Back in the real world, I am getting my class into shape for the graduation show on Sunday morning. Ho hum.

Monday, August 4, 2008

Life goes on

Andrea has been away in Canada for the last two-and-a-half weeks and she returned to Taiwan safe and sound on Saturday. I took a special shuttle bus to Kaohsiung airport to meet when she walked through those doors in the arrival section. Those doors are magical doors. They are the real barrier that separate the departed from the departee. The moment that the traveller walks through those doors is the moment that they rejoin the people in the country in which they have arrived. They are also the barrier beyond which freedom lies; freedom to do what you want in the country to which you have come.

I kept myself very busy while Andrea was away. I managed to get through the second book of the Lord of the Rings Trilogy. I managed to take care of a lot of little chores I had had on the back burner for a while.

Going back to work today was not easy. It felt as though I had also been away and was about to have my first day back at work after a long break. I was exceptionally tired on the weekend and managed to exhaust myself in the last three weeks at work and out of work.

I was going to ramble here about the (thus far) hypothetical relationship between the french word for goat, "chevre", and the English words "chevron" and Chevrolet. Apparently it has something to do with the shape of goats' hind-legs. The name of the motor company Chevrolet derives from its founder, Louis Chevrolet. The family name Chevrolet is supposedly either a corruption of the French "goats' milk" or roughly translates as "little mountain goat".

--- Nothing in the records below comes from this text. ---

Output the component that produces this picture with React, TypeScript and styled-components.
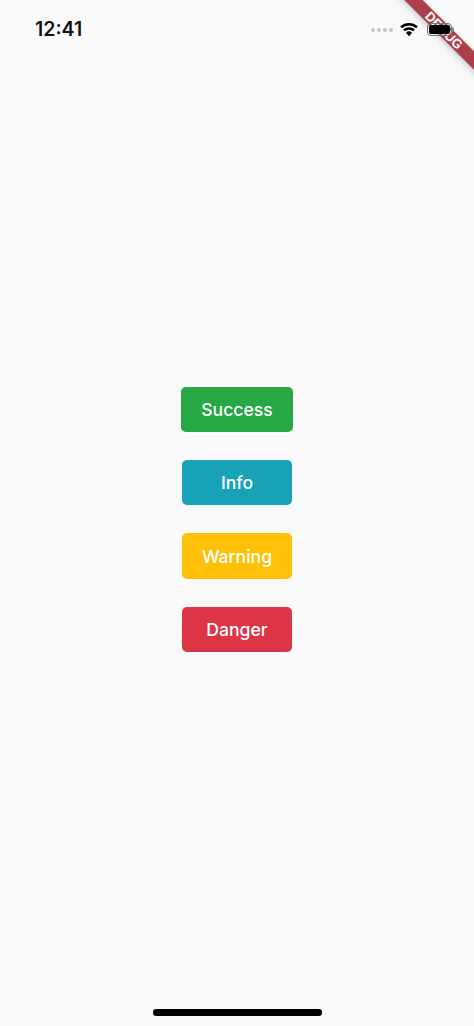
import React from "react";
import styled, { createGlobalStyle } from "styled-components";

const GlobalStyle = createGlobalStyle`
  html, body {
    margin: 0;
    padding: 0;
    background: #fafafa;
  }
`;

const buttons = [
  { label: "Success", color: "#28a745", wide: true },
  { label: "Info", color: "#17a2b8", wide: false },
  { label: "Warning", color: "#ffc107", wide: false },
  { label: "Danger", color: "#dc3545", wide: false },
];

const App = () => {
  return (
    <>
      <GlobalStyle />
      <Screen>
        <StatusBar>
          <Time>12:41</Time>
          <StatusIcons>
            <Signal>
              <Dot />
              <Dot />
              <Dot />
              <Dot />
            </Signal>
            <svg width="18" height="15" viewBox="0 0 17 14">
              <path
                d="M1 4.9 A11 11 0 0 1 16 4.9 M3.7 7.8 A7.2 7.2 0 0 1 13.3 7.8"
                fill="none"
                stroke="#000"
                strokeWidth="2.4"
              />
              <path d="M5.6 10 A4.2 4.2 0 0 1 11.4 10 L8.5 13.4 Z" fill="#000" />
            </svg>
            <Battery>
              <BatteryFill />
            </Battery>
          </StatusIcons>
        </StatusBar>
        <Main>
          {buttons.map((item) => (
            <Button key={item.label} color={item.color} $wide={item.wide}>
              {item.label}
            </Button>
          ))}
        </Main>
        <HomeArea>
          <HomeIndicator />
        </HomeArea>
        <DebugBanner>DEBUG</DebugBanner>
      </Screen>
    </>
  );
};

export default App;

const Screen = styled.div`
  position: relative;
  display: flex;
  flex-direction: column;
  width: 474px;
  height: 1026px;
  overflow: hidden;
  background: #fafafa;
  font-family: Inter, "Liberation Sans", sans-serif;
`;

const StatusBar = styled.div`
  display: flex;
  justify-content: space-between;
  align-items: center;
  height: 50px;
  padding: 8px 22px 0 35px;
  box-sizing: border-box;
`;

const Time = styled.div`
  font-size: 19.5px;
  font-weight: 600;
  color: #111;
  line-height: 22px;
`;

// the status icons sit above the debug ribbon
const StatusIcons = styled.div`
  position: relative;
  z-index: 2;
  display: flex;
  align-items: center;
`;

const Signal = styled.div`
  display: flex;
  gap: 2px;
  margin-right: 7px;
  margin-top: 2px;
`;

const Dot = styled.span`
  width: 4px;
  height: 4px;
  border-radius: 50%;
  background: #c4c4c4;
`;

const Battery = styled.div`
  position: relative;
  width: 25px;
  height: 13px;
  margin-left: 9px;
  margin-top: 1px;
  padding: 1px;
  box-sizing: border-box;
  border: 1px solid #777;
  border-radius: 4px;

  &::after {
    content: "";
    position: absolute;
    right: -3px;
    top: 3px;
    width: 2px;
    height: 5px;
    border-radius: 0 2px 2px 0;
    background: #888;
  }
`;

const BatteryFill = styled.div`
  height: 100%;
  background: #000;
  border-radius: 2px;
`;

const Main = styled.main`
  flex: 1;
  display: flex;
  flex-direction: column;
  align-items: center;
  justify-content: center;
  gap: 28px;
`;

const Button = styled.button<{ color: string; $wide: boolean }>`
  width: ${(props) => (props.$wide ? "112px" : "110px")};
  height: 45.33px;
  padding: 0;
  border: none;
  border-radius: 5px;
  background: ${(props) => props.color};
  color: #fff;
  font-family: inherit;
  font-size: 17.6px;
  font-weight: 500;
`;

const HomeArea = styled.div`
  display: flex;
  justify-content: center;
  height: 37.07px;
  padding-top: 20.4px;
  box-sizing: border-box;
`;

const HomeIndicator = styled.div`
  width: 169px;
  height: 6.5px;
  border-radius: 3.25px;
  background: #000;
`;

const DebugBanner = styled.div`
  position: absolute;
  z-index: 1;
  top: 24px;
  right: -30px;
  width: 120px;
  height: 13px;
  line-height: 13px;
  text-align: center;
  transform: rotate(45deg);
  background: #ab3f49;
  box-shadow: 0 2px 6px rgba(0, 0, 0, 0.22);
  color: #fff;
  font-family: "Liberation Sans", sans-serif;
  font-size: 13px;
  font-weight: 700;
`;
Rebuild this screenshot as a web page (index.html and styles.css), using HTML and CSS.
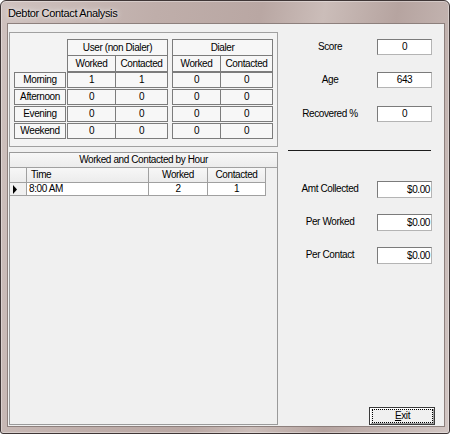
FILE: index.html
```html
<!DOCTYPE html>
<html>
<head>
<meta charset="utf-8">
<title>Debtor Contact Analysis</title>
<link rel="stylesheet" href="styles.css">
</head>
<body>
<div class="window">
  <div class="titlebar"><span class="title">Debtor Contact Analysis</span></div>
  <div class="client">
    <div class="leftcol">
      <div class="summary">
        <div class="mrow head">
          <div class="corner"></div>
          <div class="grp hgrp">
            <div class="gtitle">User (non Dialer)</div>
            <div class="gsub"><span class="c1">Worked</span><span class="c2">Contacted</span></div>
          </div>
          <div class="grp hgrp">
            <div class="gtitle">Dialer</div>
            <div class="gsub"><span class="c1">Worked</span><span class="c2">Contacted</span></div>
          </div>
        </div>
        <div class="mrow"><div class="lab">Morning</div><div class="grp"><span class="c1">1</span><span class="c2">1</span></div><div class="grp"><span class="c1">0</span><span class="c2">0</span></div></div>
        <div class="mrow"><div class="lab">Afternoon</div><div class="grp"><span class="c1">0</span><span class="c2">0</span></div><div class="grp"><span class="c1">0</span><span class="c2">0</span></div></div>
        <div class="mrow"><div class="lab">Evening</div><div class="grp"><span class="c1">0</span><span class="c2">0</span></div><div class="grp"><span class="c1">0</span><span class="c2">0</span></div></div>
        <div class="mrow"><div class="lab">Weekend</div><div class="grp"><span class="c1">0</span><span class="c2">0</span></div><div class="grp"><span class="c1">0</span><span class="c2">0</span></div></div>
      </div>
      <div class="dgrid">
        <div class="dg-title">Worked and Contacted by Hour</div>
        <div class="dg-row dg-head">
          <div class="rh"></div>
          <div class="c-time">Time</div>
          <div class="c-w">Worked</div>
          <div class="c-c">Contacted</div>
        </div>
        <div class="dg-row dg-data">
          <div class="rh"><svg class="arrow" width="6" height="9" viewBox="0 0 6 9"><polygon points="1,0 5,4.5 1,9" fill="#000"/></svg></div>
          <div class="c-time">8:00 AM</div>
          <div class="c-w">2</div>
          <div class="c-c">1</div>
        </div>
      </div>
    </div>
    <div class="rightcol">
      <div class="field f1"><span class="flabel">Score</span><span class="fbox">0</span></div>
      <div class="field f2"><span class="flabel">Age</span><span class="fbox">643</span></div>
      <div class="field f3"><span class="flabel">Recovered %</span><span class="fbox">0</span></div>
      <div class="rule"></div>
      <div class="field money f4"><span class="flabel">Amt Collected</span><span class="fbox">$0.00</span></div>
      <div class="field money f5"><span class="flabel">Per Worked</span><span class="fbox">$0.00</span></div>
      <div class="field money f6"><span class="flabel">Per Contact</span><span class="fbox">$0.00</span></div>
      <button class="exit" type="button"><span class="focus"><u>E</u>xit</span></button>
    </div>
  </div>
</div>
</body>
</html>
```

FILE: styles.css
```css
* { box-sizing: border-box; }
html, body { margin: 0; padding: 0; }
body {
  width: 450px;
  height: 434px;
  overflow: hidden;
  background: #ffffff;
  font-family: "Liberation Sans", Arial, sans-serif;
  font-size: 10px;
  letter-spacing: -0.4px;
  color: #000;
}

.window {
  width: 450px;
  height: 434px;
  border: 1px solid #3f3636;
  border-radius: 6px 6px 3px 3px;
  background: linear-gradient(100deg, #cfc2bf 0%, #bfaeaa 30%, #b9a7a3 50%, #cbbdb9 62%, #b6a4a0 76%, #d2c6c3 100%);
  box-shadow: inset 0 0 0 1px rgba(255, 255, 255, 0.35);
  padding: 0 4px 6px 6px;
  display: flex;
  flex-direction: column;
}

.titlebar {
  height: 22px;
  flex: none;
  padding-left: 1px;
  padding-top: 1px;
  line-height: 22px;
}
.title {
  font-size: 11px;
  letter-spacing: -0.35px;
  color: #000;
  text-shadow: 0 0 6px rgba(255, 255, 255, 0.9), 0 0 3px rgba(255, 255, 255, 0.7);
}

.client {
  flex: 1;
  border: 1px solid #8d807d;
  background: #f0f0f0;
  display: flex;
}

/* left column */
.leftcol {
  width: 270px;
  flex: none;
  display: flex;
  flex-direction: column;
}

.summary {
  margin: 8px 0 0 1px;
  width: 269px;
  height: 115px;
  flex: none;
  border: 1px solid #a0a0a0;
  background: #f3f3f3;
  padding: 6px 0 0 4px;
}

.mrow {
  display: flex;
  height: 16px;
  margin-bottom: 1px;
}
.mrow.head {
  height: 33px;
  margin-bottom: 0;
}
.corner {
  width: 52px;
  margin-right: 1px;
}
.lab {
  width: 52px;
  margin-right: 1px;
  border: 1px solid #7c7c7c;
  background: #f7f7f7;
  text-align: center;
  line-height: 14px;
}
.grp {
  width: 101px;
  margin-right: 4px;
  border: 1px solid #7c7c7c;
  background: #f7f7f7;
  display: flex;
  line-height: 14px;
}
.grp.hgrp {
  flex-direction: column;
}
.gtitle {
  height: 16px;
  border-bottom: 1px solid #7c7c7c;
  text-align: center;
  line-height: 15px;
}
.gsub {
  flex: 1;
  display: flex;
  line-height: 15px;
}
.c1 {
  width: 48px;
  border-right: 1px solid #7c7c7c;
  text-align: center;
}
.c2 {
  flex: 1;
  text-align: center;
}

/* data grid */
.dgrid {
  margin: 5px 0 1px 1px;
  width: 269px;
  flex: 1;
  border: 1px solid #9a9a9a;
  background: #f0f0f0;
}
.dg-title {
  height: 15px;
  border-bottom: 1px solid #a0a0a0;
  text-align: center;
  line-height: 14px;
  background: linear-gradient(#f7f7f7, #ececec);
}
.dg-row {
  display: flex;
}
.dg-row > div {
  border-right: 1px solid #a0a0a0;
  border-bottom: 1px solid #a0a0a0;
}
.dg-head {
  height: 15px;
  line-height: 14px;
}
.dg-head > div {
  background: linear-gradient(#f7f7f7, #ececec);
}
.dg-data {
  height: 13px;
  line-height: 12px;
}
.dg-data > div {
  background: #ffffff;
}
.dg-data > .rh {
  background: #f0f0f0;
}
.rh {
  width: 17px;
  display: flex;
  align-items: center;
  padding-left: 2px;
}
.arrow { display: block; }
.c-time {
  width: 122px;
  padding-left: 4px;
}
.dg-data .c-time { padding-left: 2px; }
.c-w {
  width: 59px;
  text-align: center;
}
.c-c {
  width: 58px;
  text-align: center;
}

/* right column */
.rightcol {
  flex: 1;
  display: flex;
  flex-direction: column;
  padding-left: 5px;
}
.field {
  display: flex;
  height: 16px;
  flex: none;
}
.field.money { height: 17px; }
.flabel {
  width: 94px;
  text-align: center;
  line-height: 16px;
}
.fbox {
  width: 55px;
  background: #ffffff;
  border: 1px solid;
  border-color: #7b7b7b #b4b4b4 #b4b4b4 #7b7b7b;
  text-align: center;
  line-height: 14px;
}
.money .fbox {
  text-align: right;
  padding-right: 1px;
  line-height: 15px;
}
.f1 { margin-top: 15px; }
.f2 { margin-top: 17px; }
.f3 { margin-top: 18px; }
.rule {
  margin: 28px 0 0 5px;
  width: 143px;
  height: 1px;
  flex: none;
  background: #1c1c1c;
}
.f4 { margin-top: 30px; }
.f5 { margin-top: 16px; }
.f6 { margin-top: 16px; }

.exit {
  margin: auto 9px 1px 0;
  align-self: flex-end;
  width: 66px;
  height: 18px;
  padding: 1px 1px 1px 2px;
  border: 1px solid #3a3a3a;
  background: #f0f0f0;
  box-shadow: inset 1px 1px 0 #ffffff, inset -1px -1px 0 #a0a0a0;
  font-family: "Liberation Sans", Arial, sans-serif;
  font-size: 10px;
  letter-spacing: -0.4px;
  color: #000;
  display: flex;
}
.exit .focus {
  flex: 1;
  border: 1px dotted #000;
  line-height: 12px;
  text-align: center;
}
.exit u { text-decoration: underline; }
```
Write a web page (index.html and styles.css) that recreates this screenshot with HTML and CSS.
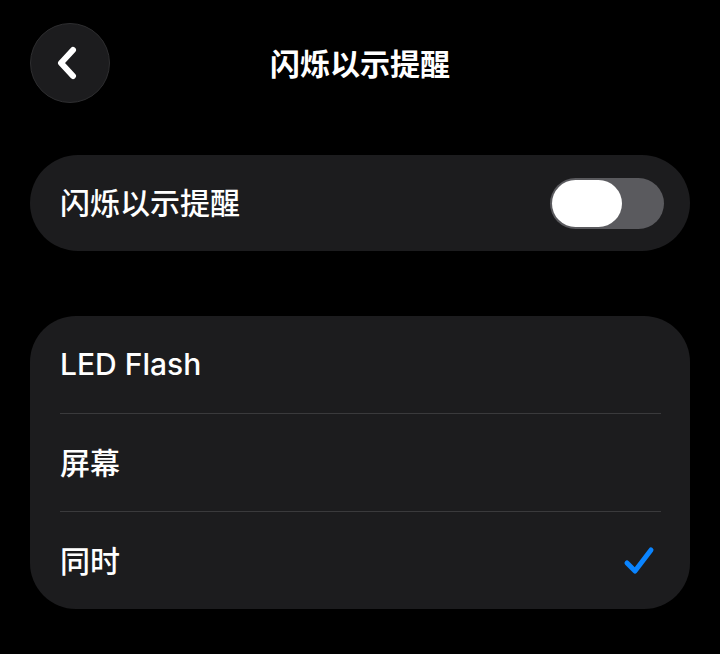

I found a website last night that made me happy. On this site you can watch over 600 documentaries. Strangely there are no or few ads and you don't have to register or install a special player or anything. It is almost too good to be true. And the site contains links to some very good documentaries. I saw "The Fog of War" listed there somewhere and I remember watching that one in the Luna Cinema in Perth many moons ago. Anyway, before bed I managed to squeeze in a filmed lecture about evolution and butterfly wing patterning with implications drawn to human evolution. I'm very happy to have so many documentaries to watch.